ISSN 1662-4009 (online)

ESPE Yearbook of Paediatric Endocrinology (2018) 15 4.2 | DOI: 10.1530/ey.15.4.2

ESPEYB15 4 Growth and Growth Factors Important for clinical practice (5 abstracts)

4.2 Efficacy of growth hormone treatment in children with type 1 diabetes mellitus and growth hormone deficiency-an analysis of KIGS data

Bonfig W , Lindberg A , Carlsson M , Cutfield W , Dunger D , Camacho-Hübner C & Holl RW


Department of Pediatrics, Klinikum Wels-Grieskirchen, Wels, Austria


To read the full abstract: J Pediatr 2018; 198: 260-264

The incidence of T1DM in children <15 years is increasing at an overall annual relative rate of 3.9% (95% CI 3.6-4.2) [11]. The prevalence of GHD is estimated at approximately 1:4000 to 1:10000 [12-14]. Management of the very rare patients who have both T1DM and GHD raises questions of efficacy and safety of GH therapy. Treatment adds to their multiple daily injections and, while insulin is a life-saving therapy, GH is not, leading to consider short stature a less relevant problem and consequently reducing the adherence to GH therapy in the long run. Moreover, GH and insulin exert opposite effects on glucose metabolism, GH antagonizing insulin action, so discouraging its use in T1DM.
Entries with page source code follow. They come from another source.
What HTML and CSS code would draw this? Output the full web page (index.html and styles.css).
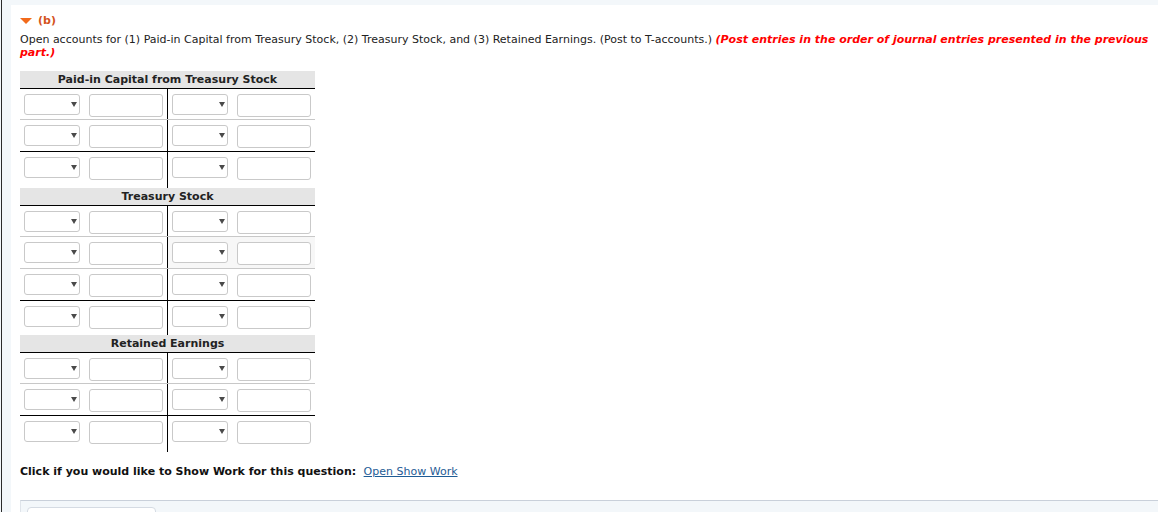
FILE: index.html
```html
<!DOCTYPE html>
<html lang="en">

<head>
  <meta charset="UTF-8">
  <meta name="viewport" content="width=device-width, initial-scale=1.0">
  <title>Part (b)</title>
  <link rel="stylesheet" href="styles.css">
</head>

<body>
  <div class="page">
    <div class="panel">
      <div class="part-title">
        <span class="caret"></span>
        <span>(b)</span>
      </div>
      <p class="question">Open accounts for (1) Paid-in Capital from Treasury Stock, (2) Treasury Stock, and (3) Retained Earnings. (Post to T-accounts.) <em class="note">(Post entries in the order of journal entries presented in the previous part.)</em></p>

      <div class="accounts">
        <div class="taccount">
          <div class="taccount-title">Paid-in Capital from Treasury Stock</div>
          <div class="trow">
            <div class="side"><span class="pick"><select></select></span><input type="text"></div>
            <div class="side"><span class="pick"><select></select></span><input type="text"></div>
          </div>
          <div class="trow">
            <div class="side"><span class="pick"><select></select></span><input type="text"></div>
            <div class="side"><span class="pick"><select></select></span><input type="text"></div>
          </div>
          <div class="trow total">
            <div class="side"><span class="pick"><select></select></span><input type="text"></div>
            <div class="side"><span class="pick"><select></select></span><input type="text"></div>
          </div>
        </div>

        <div class="taccount">
          <div class="taccount-title">Treasury Stock</div>
          <div class="trow">
            <div class="side"><span class="pick"><select></select></span><input type="text"></div>
            <div class="side"><span class="pick"><select></select></span><input type="text"></div>
          </div>
          <div class="trow">
            <div class="side"><span class="pick"><select></select></span><input type="text"></div>
            <div class="side shaded"><span class="pick"><select></select></span><input type="text"></div>
          </div>
          <div class="trow">
            <div class="side"><span class="pick"><select></select></span><input type="text"></div>
            <div class="side"><span class="pick"><select></select></span><input type="text"></div>
          </div>
          <div class="trow total short">
            <div class="side"><span class="pick"><select></select></span><input type="text"></div>
            <div class="side"><span class="pick"><select></select></span><input type="text"></div>
          </div>
        </div>

        <div class="taccount">
          <div class="taccount-title">Retained Earnings</div>
          <div class="trow">
            <div class="side"><span class="pick"><select></select></span><input type="text"></div>
            <div class="side"><span class="pick"><select></select></span><input type="text"></div>
          </div>
          <div class="trow">
            <div class="side"><span class="pick"><select></select></span><input type="text"></div>
            <div class="side"><span class="pick"><select></select></span><input type="text"></div>
          </div>
          <div class="trow total">
            <div class="side"><span class="pick"><select></select></span><input type="text"></div>
            <div class="side"><span class="pick"><select></select></span><input type="text"></div>
          </div>
        </div>
      </div>

      <div class="show-work">
        <strong>Click if you would like to Show Work for this question:</strong>
        <a href="#">Open Show Work</a>
      </div>

      <div class="footer-box">
        <div class="footer-tab"></div>
      </div>
    </div>
  </div>
</body>

</html>
```

FILE: styles.css
```css
* {
  box-sizing: border-box;
}

body {
  margin: 0;
  background: #f3f7fa;
  font-family: 'DejaVu Sans', Verdana, sans-serif;
  font-size: 11px;
  color: #222;
  overflow: hidden;
}

.page {
  margin-left: 1px;
  border-left: 1px solid #2b2b2b;
  padding: 5px 0 0 9px;
  min-height: 512px;
}

.panel {
  background: white;
  padding: 9px 0 0 9px;
  min-height: 507px;
}

.part-title {
  display: flex;
  align-items: center;
  gap: 6px;
  color: #d4531c;
  font-weight: bold;
  line-height: 13px;
}

.caret {
  width: 0;
  height: 0;
  border-left: 6px solid transparent;
  border-right: 6px solid transparent;
  border-top: 6px solid #f26a1b;
  margin-top: 1px;
}

.question {
  margin: 6px 0 0 0;
  line-height: 13px;
  max-width: 1132px;
}

.note {
  color: #f00;
  font-weight: bold;
}

.accounts {
  margin-top: 12px;
  width: 295px;
}

.taccount-title {
  background: #e5e5e5;
  border-bottom: 1px solid #000;
  text-align: center;
  font-weight: bold;
  line-height: 17px;
  height: 18px;
}

.trow {
  display: flex;
  border-top: 1px solid #c8c8c8;
}

.trow:nth-child(2) {
  border-top: none;
}

.trow.total {
  border-top: 1px solid #000;
}

.side {
  flex: 1;
  display: flex;
  align-items: flex-start;
  gap: 9px;
  padding: 5px 4px 0 4px;
  height: 31px;
}

.trow:nth-child(2) .side {
  height: 30px;
}

.side:first-child {
  border-right: 1px solid #000;
}

.trow.total .side {
  height: 36px;
}

.trow.total.short .side {
  height: 34px;
}

.side.shaded {
  background: #f7f7f7;
}

.pick {
  position: relative;
  display: block;
}

.pick::after {
  content: "";
  position: absolute;
  right: 3px;
  top: 8px;
  border-left: 3px solid transparent;
  border-right: 3px solid transparent;
  border-top: 5px solid #4a4a4a;
  pointer-events: none;
}

select {
  appearance: none;
  -webkit-appearance: none;
  display: block;
  width: 56px;
  height: 21px;
  background: white;
  border: 1px solid #c9c9c9;
  border-radius: 3px;
  margin: 0;
}

input {
  display: block;
  width: 74px;
  height: 23px;
  border: 1px solid #c9c9c9;
  border-radius: 3px;
  margin: 0;
  padding: 0 4px;
  background: white;
}

.show-work {
  margin-top: 13px;
  line-height: 13px;
  color: #111;
}

.show-work a {
  color: #1f5c95;
  margin-left: 4px;
}

.footer-box {
  margin-top: 22px;
  border-top: 1px solid #c9d0da;
  border-left: 1px solid #dfe4ea;
  background: #f3f7fa;
  padding: 6px 0 0 6px;
  height: 20px;
}

.footer-tab {
  width: 129px;
  height: 20px;
  background: white;
  border: 1px solid #d5dbe3;
  border-radius: 4px 4px 0 0;
}
```
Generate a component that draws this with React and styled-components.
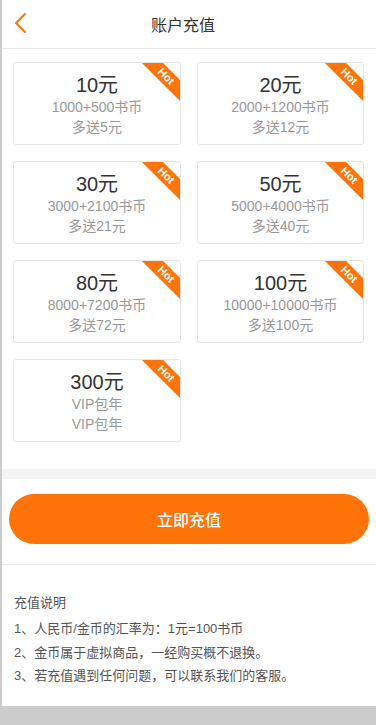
import styled, { createGlobalStyle } from "styled-components";

const GlobalStyle = createGlobalStyle`
  html, body {
    margin: 0;
    padding: 0;
    background: #cccccc;
  }
  body {
    font-family: "Liberation Sans", "Noto Sans CJK SC", sans-serif;
  }
  #root {
    padding-left: 2px;
  }
`;

const packages = [
  { price: "10元", coins: "1000+500书币", gift: "多送5元" },
  { price: "20元", coins: "2000+1200书币", gift: "多送12元" },
  { price: "30元", coins: "3000+2100书币", gift: "多送21元" },
  { price: "50元", coins: "5000+4000书币", gift: "多送40元" },
  { price: "80元", coins: "8000+7200书币", gift: "多送72元" },
  { price: "100元", coins: "10000+10000书币", gift: "多送100元" },
  { price: "300元", coins: "VIP包年", gift: "VIP包年" },
];

const notes = [
  "1、人民币/金币的汇率为：1元=100书币",
  "2、金币属于虚拟商品，一经购买概不退换。",
  "3、若充值遇到任何问题，可以联系我们的客服。",
];

const Page = styled.div`
  background: #ffffff;
  width: 374px;
  min-height: 706px;
`;

const Header = styled.div`
  position: relative;
  height: 48px;
  display: flex;
  align-items: center;
  justify-content: center;
  border-bottom: 1px solid #e8e8e8;
`;

const Back = styled.span`
  position: absolute;
  left: 11px;
  top: 12px;
  display: flex;
`;

const Title = styled.h1`
  margin: 0 0 0 -12px;
  font-size: 16px;
  font-weight: 400;
  color: #333333;
  font-family: "Noto Sans CJK SC", sans-serif;
`;

const Grid = styled.div`
  display: grid;
  grid-template-columns: 168px 167px;
  column-gap: 16px;
  row-gap: 16px;
  padding: 13px 11px 27px 11px;
`;

const Card = styled.div`
  position: relative;
  overflow: hidden;
  height: 83px;
  box-sizing: border-box;
  border: 1px solid #e6e6e6;
  border-radius: 3px;
  display: flex;
  flex-direction: column;
  align-items: center;
  padding-top: 10px;
`;

const Price = styled.div`
  font-size: 20px;
  color: #333333;
  line-height: 24px;
`;

const Sub = styled.div`
  font-size: 14px;
  color: #999999;
  line-height: 20px;
`;

const Ribbon = styled.div`
  position: absolute;
  width: 64px;
  height: 15px;
  line-height: 15px;
  top: 6px;
  right: -18px;
  transform: rotate(45deg);
  background: #ff7409;
  color: #ffffff;
  font-size: 11px;
  font-weight: 700;
  text-align: center;
  font-family: "Liberation Sans", sans-serif;
`;

const Band = styled.div`
  height: 10px;
  background: #f4f4f4;
`;

const ButtonWrap = styled.div`
  padding: 15px 7px 20px 7px;
  border-bottom: 1px solid #ececec;
`;

const Button = styled.button`
  display: block;
  width: 100%;
  height: 50px;
  border: none;
  border-radius: 25px;
  background: #ff7409;
  color: #ffffff;
  font-size: 16px;
  font-family: "Noto Sans CJK SC", sans-serif;
  font-weight: 500;
`;

const Notes = styled.div`
  padding: 28px 12px 0 12px;
  color: #555555;
  font-size: 13px;
`;

const NoteTitle = styled.div`
  line-height: 20px;
  margin-bottom: 4px;
`;

const NoteLine = styled.div`
  line-height: 23.5px;
`;

const ChevronLeft = () => (
  <svg width="14" height="22" viewBox="0 0 14 22" fill="none">
    <path d="M12 2 L3 11 L12 20" stroke="#ff7409" strokeWidth="2" strokeLinecap="round" strokeLinejoin="round" />
  </svg>
);

export default function App() {
  return (
    <>
      <GlobalStyle />
      <Page>
        <Header>
          <Back>
            <ChevronLeft />
          </Back>
          <Title>账户充值</Title>
        </Header>
        <Grid>
          {packages.map((p) => (
            <Card key={p.price}>
              <Ribbon>Hot</Ribbon>
              <Price>{p.price}</Price>
              <Sub>{p.coins}</Sub>
              <Sub>{p.gift}</Sub>
            </Card>
          ))}
        </Grid>
        <Band />
        <ButtonWrap>
          <Button>立即充值</Button>
        </ButtonWrap>
        <Notes>
          <NoteTitle>充值说明</NoteTitle>
          {notes.map((n) => (
            <NoteLine key={n}>{n}</NoteLine>
          ))}
        </Notes>
      </Page>
    </>
  );
}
To date, only sporadic case reports and very few studies have assessed the results of GH therapy in children with GHD and T1DM. A recent study in a small cohort of Italian children showed that GH treatment in T1DM children is effective and safe [15]. Consistently, Bonfig et al. here describe a larger retrospective study, reporting that GH treatment induces similar growth responses in GHD children, with or without T1DM, and raising no safety issues. These findings are in contrast with previous results showing that GH treatment is less effective in promoting growth when both diseases coexist, showing a median height gain of only 0.3 SDS over a 2-year course of treatment [16]. This discrepancy may depend on the late diagnosis and start of GH treatment and/or inadequate GH dosage out of concern for metabolic side effects in that older study. Unfortunately, in the current study no information regarding metabolic profile and insulin demands during GH treatment was provided. Another major weakness is the short-term analysis, which focused only on the first year growth response.

Overall, these recent findings suggest that the diagnosis of T1DM should not discourage GH replacement therapy in truly GH deficient patients, although the decision to start this kind of multi-injection therapy should be limited to “classical” GHD and should be carefully weighed taking into account the burden for the patients and their families. Further studies are needed to evaluate the efficacy and safety of long-term GH therapy and its impact on metabolic profile and insulin requirement in children with T1DM.

11. Patterson CC, Dahlquist GG, Gyürüs E, Green A, Soltész G, Group ES. Incidence trends for childhood type 1 diabetes in Europe during 1989-2003 and predicted new cases 2005-20: a multicentre prospective registration study. Lancet. 2009;373:2027-33.

12. Lindsay R, Feldkamp M, Harris D, Robertson J, Rallison M. Utah Growth Study: growth standards and the prevalence of growth hormone deficiency. J Pediatr. 1994;125:29-35.

13. Vimpani GV, Vimpani AF, Lidgard GP, Cameron EH, Farquhar JW. Prevalence of severe growth hormone deficiency. Br Med J. 1977;2:427-30.

14. Bao XL, Shi YF, Du YC, Liu R, Deng JY, Gao SM. Prevalence of growth hormone deficiency of children in Beijing. Chin Med J (Engl). 1992;105:401-5.

15. Zucchini S, Iafusco D, Vannelli S, Rabbone I, Salzano G, Pozzobon G, et al. Combined therapy with insulin and growth hormone in 17 patients with type-1 diabetes and growth disorders. Horm Res Paediatr. 2014;82:53-8.

16. Bonfig W, Molz K, Woelfle J, Hofer SE, Hauffa BP, Schoenau E, et al. Metabolic safety of growth hormone in type 1 diabetes and idiopathic growth hormone deficiency. J Pediatr. 2013;163:1095-8.e4.